Will I still be able to go to the tournaments with the guys? Be very careful with this one, but be quick. You “ask” or tell her you’re going and she gives you the “go ahead” answer. Say nothing. Don’t pursue it. That “go ahead” is not her real answer because you SHOULD HAVE KNOWN what it really meant. That’s why I say continue on with your day. When the time comes to go AND if the baby isn’t sick, then you can go, because she said, “Go ahead.” You can deal with the “you should have known” talk when you get back. But behave! If you don’t? That’s your last ever “free time” with the boys.

Here are some pointers to consider. Clean the house, do the dishes, do the laundry (if she lets you, because those machines are impossible to figure out), change the diapers, cook dinner, mow the lawn, paint the room, sweep the floor, make the beds, fix those holes, fix those doors (don’t use hockey tape, she won’t be impressed – I don’t know why, it was ingenious). All of these chores will be mentally noted and could be banked for future outings.

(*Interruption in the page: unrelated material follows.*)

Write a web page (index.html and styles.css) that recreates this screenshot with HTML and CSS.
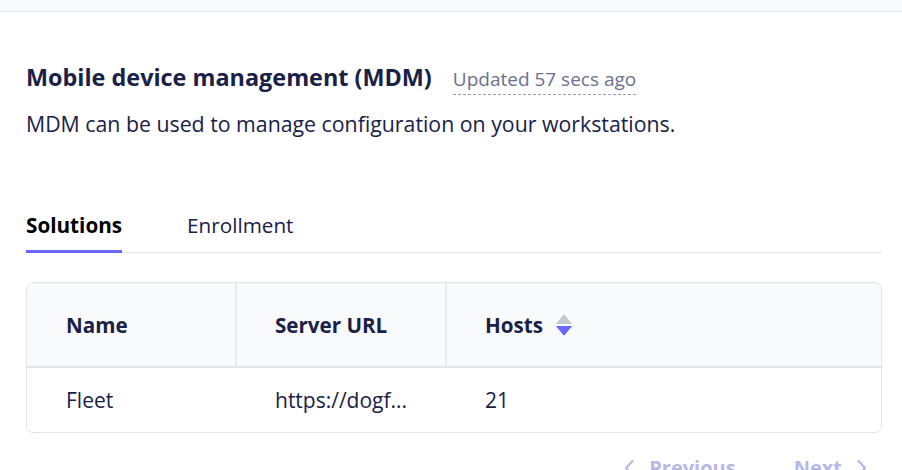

I can’t give advice to the women reading this because I’m just scared of them and I already know they won’t listen anyways.

Being a family takes work on both sides: Making changes in your lives, sacrificing some of life’s pleasures (sports) for the enjoyment of your children’s activities. The rewards come from seeing your little ones’ smiles and joy. The thank-yous, hugs, tears, bandaging of small cuts – these are some of the most gratifying moments in a parent’s life.

We should never forget the ever-important date nights with your other halves. Ladies, it’s the 21st century! Feel free to plan (and pay for) these too. A romantic supper at a restaurant, cooking for the spouse, evening walks or just talking and sharing your thoughts – all are necessary to a healthy marriage.

We can still go to the tournaments, but we’re spectators. Now, we’re taking our little ones to do their things, be it dancing, figure skating, track, football, karate, broomball, basketball or hockey. Our enjoyment has been moved to seeing the little ones chase and realize their dreams.

It took me a while to accept this change, but making the children and their development a top priority is now one of life’s greatest joys.